> **Task instructions**
Without further comment, state how many lines in the listing below contain the word "page".

> **Input rows**

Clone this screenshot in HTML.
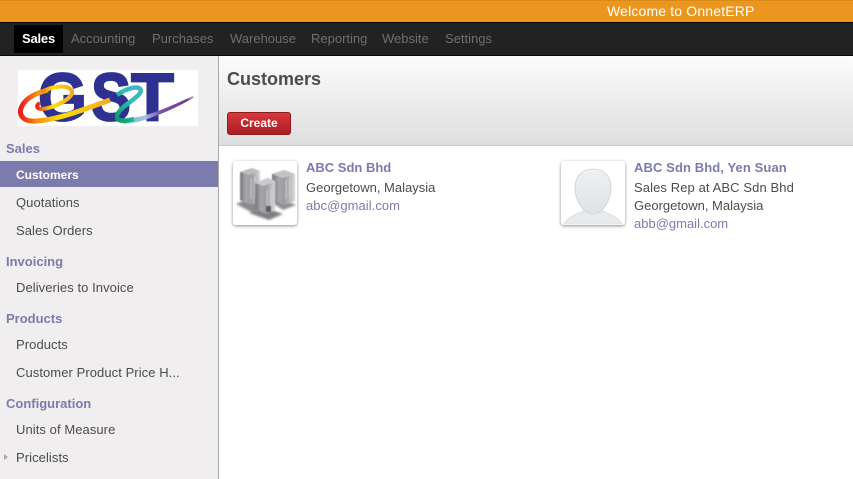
==
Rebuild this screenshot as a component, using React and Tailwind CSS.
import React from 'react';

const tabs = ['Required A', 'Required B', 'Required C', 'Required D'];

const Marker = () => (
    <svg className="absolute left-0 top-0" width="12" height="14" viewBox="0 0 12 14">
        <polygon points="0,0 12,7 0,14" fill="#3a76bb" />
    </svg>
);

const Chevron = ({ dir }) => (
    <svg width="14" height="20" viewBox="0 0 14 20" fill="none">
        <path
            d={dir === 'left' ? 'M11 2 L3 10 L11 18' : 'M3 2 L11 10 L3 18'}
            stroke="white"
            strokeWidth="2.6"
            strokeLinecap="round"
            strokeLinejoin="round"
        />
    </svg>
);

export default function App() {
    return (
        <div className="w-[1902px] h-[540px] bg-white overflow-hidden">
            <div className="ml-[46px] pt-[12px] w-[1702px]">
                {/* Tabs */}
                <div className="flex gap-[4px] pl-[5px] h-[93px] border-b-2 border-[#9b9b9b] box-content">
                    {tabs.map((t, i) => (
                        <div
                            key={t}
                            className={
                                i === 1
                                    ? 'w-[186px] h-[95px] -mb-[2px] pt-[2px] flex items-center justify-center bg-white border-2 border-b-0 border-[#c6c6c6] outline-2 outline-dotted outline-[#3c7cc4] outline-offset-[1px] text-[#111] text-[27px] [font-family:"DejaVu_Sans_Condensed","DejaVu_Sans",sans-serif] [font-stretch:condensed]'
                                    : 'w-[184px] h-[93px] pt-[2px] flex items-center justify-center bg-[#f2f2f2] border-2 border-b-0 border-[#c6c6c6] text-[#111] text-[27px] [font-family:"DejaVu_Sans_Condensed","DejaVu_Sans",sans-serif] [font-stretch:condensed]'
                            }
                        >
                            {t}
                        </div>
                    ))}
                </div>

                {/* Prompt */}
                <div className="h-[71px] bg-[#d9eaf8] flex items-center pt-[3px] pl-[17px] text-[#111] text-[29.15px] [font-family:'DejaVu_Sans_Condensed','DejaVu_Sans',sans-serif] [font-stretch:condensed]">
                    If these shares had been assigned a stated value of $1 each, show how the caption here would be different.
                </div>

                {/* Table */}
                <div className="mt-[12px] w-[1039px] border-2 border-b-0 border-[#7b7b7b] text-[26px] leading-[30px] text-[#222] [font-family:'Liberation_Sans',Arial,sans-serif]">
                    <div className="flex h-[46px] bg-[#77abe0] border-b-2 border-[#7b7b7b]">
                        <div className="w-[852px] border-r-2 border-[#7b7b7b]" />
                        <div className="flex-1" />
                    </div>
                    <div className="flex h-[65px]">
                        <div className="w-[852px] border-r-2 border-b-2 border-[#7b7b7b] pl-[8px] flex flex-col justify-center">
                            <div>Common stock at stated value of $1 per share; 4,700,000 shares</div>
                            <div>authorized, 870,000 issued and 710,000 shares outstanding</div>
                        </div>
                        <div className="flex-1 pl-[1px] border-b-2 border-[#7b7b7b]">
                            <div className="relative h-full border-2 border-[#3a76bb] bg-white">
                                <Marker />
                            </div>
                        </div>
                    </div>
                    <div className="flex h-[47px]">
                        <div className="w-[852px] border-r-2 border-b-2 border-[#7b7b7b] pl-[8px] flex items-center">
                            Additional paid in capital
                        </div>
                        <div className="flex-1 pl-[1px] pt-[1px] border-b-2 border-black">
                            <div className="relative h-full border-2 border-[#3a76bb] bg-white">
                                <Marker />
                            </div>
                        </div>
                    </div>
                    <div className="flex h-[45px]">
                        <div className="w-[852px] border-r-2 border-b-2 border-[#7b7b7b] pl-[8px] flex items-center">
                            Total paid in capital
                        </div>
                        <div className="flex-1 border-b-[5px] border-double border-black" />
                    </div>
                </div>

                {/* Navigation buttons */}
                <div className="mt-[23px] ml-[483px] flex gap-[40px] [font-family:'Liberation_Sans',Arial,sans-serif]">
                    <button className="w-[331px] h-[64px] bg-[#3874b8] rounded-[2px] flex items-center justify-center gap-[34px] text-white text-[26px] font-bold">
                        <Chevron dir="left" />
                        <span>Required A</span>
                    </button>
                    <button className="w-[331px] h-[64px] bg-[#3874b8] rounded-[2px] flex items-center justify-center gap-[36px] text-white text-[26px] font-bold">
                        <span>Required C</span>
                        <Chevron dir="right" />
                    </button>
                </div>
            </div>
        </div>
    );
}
==
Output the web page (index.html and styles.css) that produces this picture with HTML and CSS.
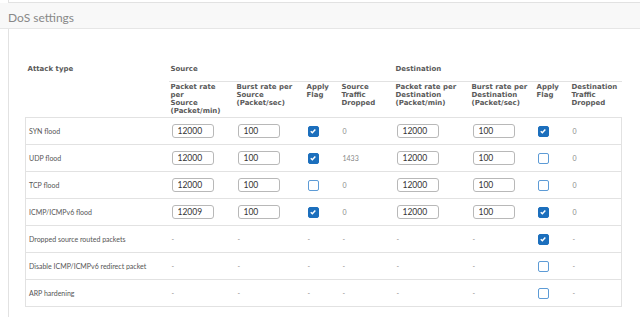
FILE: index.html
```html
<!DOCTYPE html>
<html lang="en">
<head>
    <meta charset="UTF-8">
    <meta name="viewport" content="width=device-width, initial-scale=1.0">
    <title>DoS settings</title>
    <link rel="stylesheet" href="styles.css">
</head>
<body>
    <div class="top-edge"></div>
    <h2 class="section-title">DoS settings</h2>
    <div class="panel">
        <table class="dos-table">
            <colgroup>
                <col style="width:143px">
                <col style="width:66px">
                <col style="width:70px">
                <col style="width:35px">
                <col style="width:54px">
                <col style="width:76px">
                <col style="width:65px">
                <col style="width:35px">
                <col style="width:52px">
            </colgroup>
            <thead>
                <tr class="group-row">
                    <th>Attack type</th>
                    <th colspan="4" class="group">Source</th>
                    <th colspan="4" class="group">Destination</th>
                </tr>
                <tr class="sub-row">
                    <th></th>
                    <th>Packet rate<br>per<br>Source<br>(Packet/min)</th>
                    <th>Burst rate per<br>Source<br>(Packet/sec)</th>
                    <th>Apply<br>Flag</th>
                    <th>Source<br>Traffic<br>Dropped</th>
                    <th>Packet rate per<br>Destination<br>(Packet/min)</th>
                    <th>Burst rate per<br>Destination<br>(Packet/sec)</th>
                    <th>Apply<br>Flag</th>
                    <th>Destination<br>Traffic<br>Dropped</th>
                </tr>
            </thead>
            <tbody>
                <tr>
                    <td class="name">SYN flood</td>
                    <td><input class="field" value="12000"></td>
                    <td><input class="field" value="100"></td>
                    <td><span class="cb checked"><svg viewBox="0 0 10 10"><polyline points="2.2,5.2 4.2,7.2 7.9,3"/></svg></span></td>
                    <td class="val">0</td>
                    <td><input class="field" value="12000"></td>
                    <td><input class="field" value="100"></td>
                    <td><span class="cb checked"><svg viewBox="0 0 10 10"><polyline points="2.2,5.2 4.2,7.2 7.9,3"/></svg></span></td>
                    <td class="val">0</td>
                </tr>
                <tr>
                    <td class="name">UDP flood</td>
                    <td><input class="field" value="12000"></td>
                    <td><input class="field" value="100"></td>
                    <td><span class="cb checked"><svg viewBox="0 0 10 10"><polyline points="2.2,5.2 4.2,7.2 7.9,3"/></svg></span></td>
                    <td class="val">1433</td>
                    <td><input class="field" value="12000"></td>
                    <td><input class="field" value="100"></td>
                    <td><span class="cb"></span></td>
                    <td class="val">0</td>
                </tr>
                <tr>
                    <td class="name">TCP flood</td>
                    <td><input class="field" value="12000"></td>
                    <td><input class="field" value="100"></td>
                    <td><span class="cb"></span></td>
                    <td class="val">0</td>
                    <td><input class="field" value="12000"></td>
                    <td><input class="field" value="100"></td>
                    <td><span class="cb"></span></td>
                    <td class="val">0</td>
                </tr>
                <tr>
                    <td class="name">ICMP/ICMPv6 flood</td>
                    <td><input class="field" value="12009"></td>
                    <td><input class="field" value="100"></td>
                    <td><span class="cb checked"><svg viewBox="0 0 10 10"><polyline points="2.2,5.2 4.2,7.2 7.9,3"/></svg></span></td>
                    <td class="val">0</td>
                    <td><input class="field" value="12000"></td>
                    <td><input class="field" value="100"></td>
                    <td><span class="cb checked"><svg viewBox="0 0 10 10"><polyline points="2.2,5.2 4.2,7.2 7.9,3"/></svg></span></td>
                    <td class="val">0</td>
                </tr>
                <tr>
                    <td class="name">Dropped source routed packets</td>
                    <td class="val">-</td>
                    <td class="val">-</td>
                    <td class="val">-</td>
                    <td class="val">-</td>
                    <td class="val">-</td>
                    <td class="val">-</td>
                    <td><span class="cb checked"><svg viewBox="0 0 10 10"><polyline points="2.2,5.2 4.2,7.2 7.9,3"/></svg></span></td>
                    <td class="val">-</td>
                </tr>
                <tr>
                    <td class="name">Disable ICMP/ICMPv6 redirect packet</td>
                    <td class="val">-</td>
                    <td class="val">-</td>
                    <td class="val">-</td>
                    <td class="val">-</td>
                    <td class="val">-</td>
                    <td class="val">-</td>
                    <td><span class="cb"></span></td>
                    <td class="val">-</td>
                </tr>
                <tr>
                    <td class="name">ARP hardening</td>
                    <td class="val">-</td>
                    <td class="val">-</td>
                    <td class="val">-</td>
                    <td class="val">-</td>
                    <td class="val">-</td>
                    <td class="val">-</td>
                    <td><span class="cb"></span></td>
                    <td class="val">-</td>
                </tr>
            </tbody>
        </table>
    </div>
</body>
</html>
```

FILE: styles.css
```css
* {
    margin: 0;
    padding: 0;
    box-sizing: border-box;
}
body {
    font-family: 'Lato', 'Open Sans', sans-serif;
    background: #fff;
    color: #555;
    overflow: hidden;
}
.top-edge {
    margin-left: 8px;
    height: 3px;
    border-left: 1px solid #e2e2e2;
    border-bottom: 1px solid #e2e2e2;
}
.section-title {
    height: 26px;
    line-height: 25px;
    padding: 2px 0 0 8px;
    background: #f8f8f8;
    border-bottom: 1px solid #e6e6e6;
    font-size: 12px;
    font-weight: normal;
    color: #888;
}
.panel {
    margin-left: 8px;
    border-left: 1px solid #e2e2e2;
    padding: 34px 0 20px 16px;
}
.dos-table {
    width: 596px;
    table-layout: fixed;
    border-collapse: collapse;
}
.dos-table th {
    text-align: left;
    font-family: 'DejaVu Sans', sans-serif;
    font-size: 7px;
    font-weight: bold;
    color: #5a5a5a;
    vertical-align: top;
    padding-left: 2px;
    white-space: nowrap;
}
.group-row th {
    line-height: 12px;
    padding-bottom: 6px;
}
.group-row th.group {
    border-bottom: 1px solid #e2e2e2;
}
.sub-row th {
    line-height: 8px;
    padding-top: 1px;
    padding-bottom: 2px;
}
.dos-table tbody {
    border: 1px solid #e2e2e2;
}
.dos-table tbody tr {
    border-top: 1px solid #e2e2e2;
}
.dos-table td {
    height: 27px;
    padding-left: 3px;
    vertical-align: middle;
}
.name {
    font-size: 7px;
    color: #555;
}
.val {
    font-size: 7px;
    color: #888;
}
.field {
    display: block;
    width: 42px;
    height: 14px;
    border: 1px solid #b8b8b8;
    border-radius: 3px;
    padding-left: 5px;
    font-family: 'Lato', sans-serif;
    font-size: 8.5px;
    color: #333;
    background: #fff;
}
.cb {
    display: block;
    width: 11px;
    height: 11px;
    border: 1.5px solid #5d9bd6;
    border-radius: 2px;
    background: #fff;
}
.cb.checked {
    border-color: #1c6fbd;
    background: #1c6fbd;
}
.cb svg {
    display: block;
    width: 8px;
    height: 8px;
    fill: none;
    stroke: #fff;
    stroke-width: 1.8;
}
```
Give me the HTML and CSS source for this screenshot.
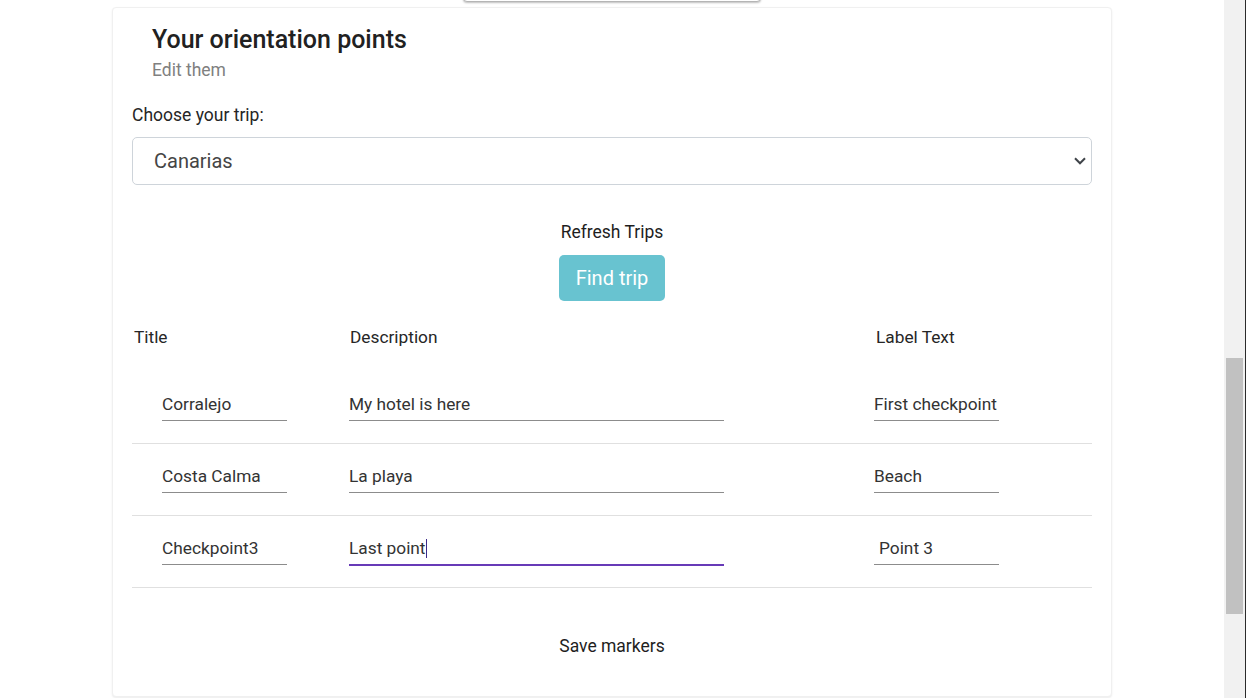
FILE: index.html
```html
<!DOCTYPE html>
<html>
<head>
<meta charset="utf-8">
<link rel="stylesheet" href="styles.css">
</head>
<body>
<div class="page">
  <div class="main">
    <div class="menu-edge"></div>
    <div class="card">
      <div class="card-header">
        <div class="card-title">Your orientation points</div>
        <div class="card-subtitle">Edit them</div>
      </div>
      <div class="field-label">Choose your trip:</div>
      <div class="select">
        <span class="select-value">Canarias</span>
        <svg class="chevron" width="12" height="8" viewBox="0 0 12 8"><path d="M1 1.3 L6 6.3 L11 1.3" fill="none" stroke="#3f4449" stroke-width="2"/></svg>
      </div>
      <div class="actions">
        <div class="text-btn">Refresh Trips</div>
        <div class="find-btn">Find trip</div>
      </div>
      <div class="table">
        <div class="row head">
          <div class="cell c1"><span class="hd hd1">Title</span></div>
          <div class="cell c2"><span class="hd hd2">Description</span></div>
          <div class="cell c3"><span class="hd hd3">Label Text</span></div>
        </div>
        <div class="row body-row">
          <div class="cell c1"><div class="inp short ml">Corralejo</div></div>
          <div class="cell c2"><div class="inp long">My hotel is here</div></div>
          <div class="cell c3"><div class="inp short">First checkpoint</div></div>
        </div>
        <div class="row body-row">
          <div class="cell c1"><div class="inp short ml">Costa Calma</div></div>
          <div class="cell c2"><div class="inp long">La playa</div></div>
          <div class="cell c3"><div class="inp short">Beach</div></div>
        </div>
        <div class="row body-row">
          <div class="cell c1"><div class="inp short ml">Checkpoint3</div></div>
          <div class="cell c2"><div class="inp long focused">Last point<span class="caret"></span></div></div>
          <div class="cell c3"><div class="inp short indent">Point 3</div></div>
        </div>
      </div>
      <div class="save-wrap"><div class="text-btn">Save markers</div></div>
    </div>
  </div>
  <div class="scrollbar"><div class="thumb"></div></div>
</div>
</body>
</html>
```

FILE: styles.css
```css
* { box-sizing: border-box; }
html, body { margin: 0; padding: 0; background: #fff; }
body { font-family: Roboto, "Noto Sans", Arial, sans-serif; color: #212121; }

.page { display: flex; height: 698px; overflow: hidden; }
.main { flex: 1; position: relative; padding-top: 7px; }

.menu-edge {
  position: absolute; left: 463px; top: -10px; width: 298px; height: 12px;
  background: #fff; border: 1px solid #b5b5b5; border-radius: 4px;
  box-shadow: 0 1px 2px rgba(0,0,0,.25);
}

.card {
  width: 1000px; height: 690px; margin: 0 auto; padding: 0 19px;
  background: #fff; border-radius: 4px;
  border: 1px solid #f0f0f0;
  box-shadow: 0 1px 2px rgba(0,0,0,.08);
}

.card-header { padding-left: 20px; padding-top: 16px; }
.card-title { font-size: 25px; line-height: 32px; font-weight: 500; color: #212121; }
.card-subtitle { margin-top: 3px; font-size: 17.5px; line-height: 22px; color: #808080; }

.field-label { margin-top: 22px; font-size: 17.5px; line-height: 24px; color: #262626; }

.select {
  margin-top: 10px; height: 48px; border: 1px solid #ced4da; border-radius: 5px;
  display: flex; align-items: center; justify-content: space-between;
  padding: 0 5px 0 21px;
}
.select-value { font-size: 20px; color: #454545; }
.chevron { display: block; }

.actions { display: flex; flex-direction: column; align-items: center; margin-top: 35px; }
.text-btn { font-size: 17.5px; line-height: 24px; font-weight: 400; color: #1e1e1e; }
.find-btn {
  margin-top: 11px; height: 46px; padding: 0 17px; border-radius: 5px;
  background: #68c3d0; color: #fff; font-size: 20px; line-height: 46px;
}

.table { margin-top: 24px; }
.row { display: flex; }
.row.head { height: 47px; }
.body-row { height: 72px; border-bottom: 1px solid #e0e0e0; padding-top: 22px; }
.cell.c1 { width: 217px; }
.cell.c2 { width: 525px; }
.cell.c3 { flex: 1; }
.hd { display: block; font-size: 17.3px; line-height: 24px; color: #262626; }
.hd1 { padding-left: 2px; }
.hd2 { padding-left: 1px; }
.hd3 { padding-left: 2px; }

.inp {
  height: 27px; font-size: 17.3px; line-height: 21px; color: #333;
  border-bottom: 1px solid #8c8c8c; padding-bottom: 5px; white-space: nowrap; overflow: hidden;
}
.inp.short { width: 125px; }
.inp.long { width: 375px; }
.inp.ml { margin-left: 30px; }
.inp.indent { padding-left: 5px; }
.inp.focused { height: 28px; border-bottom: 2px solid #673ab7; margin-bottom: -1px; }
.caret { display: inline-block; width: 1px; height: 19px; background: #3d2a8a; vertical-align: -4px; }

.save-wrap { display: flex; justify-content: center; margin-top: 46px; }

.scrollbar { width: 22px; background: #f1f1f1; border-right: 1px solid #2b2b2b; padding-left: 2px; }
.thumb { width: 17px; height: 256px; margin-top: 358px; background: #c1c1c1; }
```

> **Exercise solution**
3